- Directed by: Thomas Imbach
- Screenplay by: Thomas Imbach
- Produced by: Thomas Imbach
- Starring: Milan Peschel: Lenz; Barbara Maurer: Natalie; Noah Gsell: Noah; Barbara Heynen: Tanja;
- Cinematography: Jürg Hassler, Thomas Imbach
- Edited by: Thomas Imbach, Jürg Hassler, Patrizia Stotz
- Music by: Peter Bräker, Balz Bachmann
- Release date: 2006;
- Running time: 96 minutes
- Countries: Switzerland, Germany
- Languages: German, Swiss German

= Lenz (2006 film) =

2006 Swiss feature film

Lenz is a 2006 Swiss feature film directed by Thomas Imbach, based on the narrative fragment Lenz by Georg Büchner.
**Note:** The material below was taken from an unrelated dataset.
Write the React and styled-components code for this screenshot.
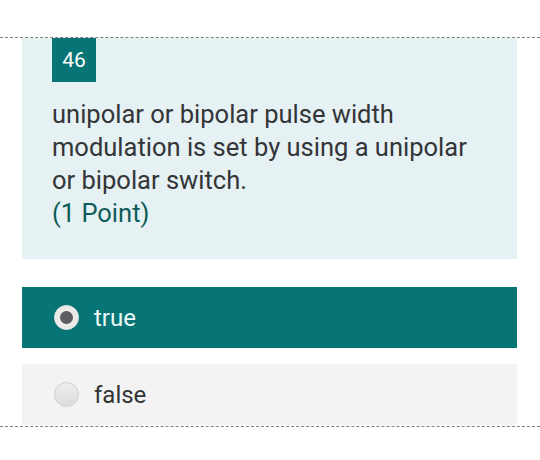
import React from 'react';
import styled, { createGlobalStyle } from 'styled-components';

const GlobalStyle = createGlobalStyle`
  body {
    margin: 0;
    background: #ffffff;
    font-family: Roboto, "Liberation Sans", sans-serif;
  }
`;

const Page = styled.div`
  width: 540px;
  height: 460px;
  padding-top: 37px;
  box-sizing: border-box;
`;

const Sheet = styled.div`
  border-top: 1px dashed #7d7d7d;
  border-bottom: 1px dashed #7d7d7d;
  padding: 0 23px 1px 22px;
  display: flex;
  flex-direction: column;
`;

const QuestionCard = styled.div`
  background: #e6f1f3;
  height: 221px;
  padding: 0 30px 0 30px;
  box-sizing: border-box;
`;

const Badge = styled.div`
  width: 44px;
  height: 44px;
  background: #077476;
  color: #ffffff;
  font-size: 21px;
  display: flex;
  align-items: center;
  justify-content: center;
`;

const Question = styled.div`
  margin-top: 16px;
  font-size: 25.5px;
  line-height: 33px;
  color: #333538;
`;

const Points = styled.div`
  color: #0d5c5a;
`;

const Options = styled.div`
  margin-top: 28px;
  display: flex;
  flex-direction: column;
  gap: 16px;
`;

const Option = styled.div`
  height: 61px;
  display: flex;
  align-items: center;
  padding-left: 32px;
  background: ${p => (p.$selected ? '#077476' : '#f3f3f3')};
  color: ${p => (p.$selected ? '#eef8f7' : '#333333')};
  font-size: 24px;
`;

const Radio = styled.span`
  width: 25px;
  height: 25px;
  border-radius: 50%;
  box-sizing: border-box;
  margin-right: 15px;
  flex-shrink: 0;
  display: flex;
  align-items: center;
  justify-content: center;
  background: ${p => (p.$checked ? '#ecebea' : 'linear-gradient(#ededed, #dcdcdc)')};
  border: 1px solid ${p => (p.$checked ? '#e4e4e4' : '#cfcfcf')};

  &::after {
    content: '';
    display: ${p => (p.$checked ? 'block' : 'none')};
    width: 13px;
    height: 13px;
    border-radius: 50%;
    background: #5c5c61;
  }
`;

export default function App() {
  return (
    <Page>
      <GlobalStyle />
      <Sheet>
        <QuestionCard>
          <Badge>46</Badge>
          <Question>
            unipolar or bipolar pulse width modulation is set by using a unipolar or bipolar switch.
            <Points>(1 Point)</Points>
          </Question>
        </QuestionCard>
        <Options>
          <Option $selected>
            <Radio $checked />
            true
          </Option>
          <Option>
            <Radio />
            false
          </Option>
        </Options>
      </Sheet>
    </Page>
  );
}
In the film, the character of Lenz, played by Milan Peschel, is a filmmaker facing a personal and artistic crisis. Lenz was screened at the Berlin International Film Festival 2006 in the "Forum" section. It was also shown at festivals such as the Melbourne International Film Festival, the Vancouver International Film Festival and the Bafici in Buenos Aires.

== Plot ==
The eccentric Lenz is in a life crisis. He leaves his home Berlin in order to explore Georg Büchner's fragment "Lenz" in the Vogesen. Soon, however, he travels to Zermatt in the Swiss Alps to see his nine-year-old son Noah. With his help, he organises a meeting with his ex-wife Natalie, whom he still loves. However, the illusion of family life is short-lived due to Lenz's strange behaviour. Noah and Natalie return to Zurich, and Lenz remains alone in the mountains.

== Reception ==
The Berner Zeitung said that Imbach tells "the story of a driven explorer of life, a love story without a way out, the tender picture of a father-son relationship" and sheds light on "the absurdities of the fashionable tourist resort" of Zermatt. In doing so, he puts the Matterhorn "in a new light" and makes it "a main character" that tells "about nature and the difficult nature of man". In addition, Imbach succeeds in making "one of the most sensual 'Heimatfilme' for a long time."

The Filmdienst, on the other hand, judged that "[d]espite the subject matter", "the direction and the exalted acting of the lead actor do not allow for intimacy", but "keep the viewer at a distance". This is also helped by "numerous breaks in the staging", which are "at the same time to be understood as ironic sideswipes at the excesses of mass tourism in Switzerland".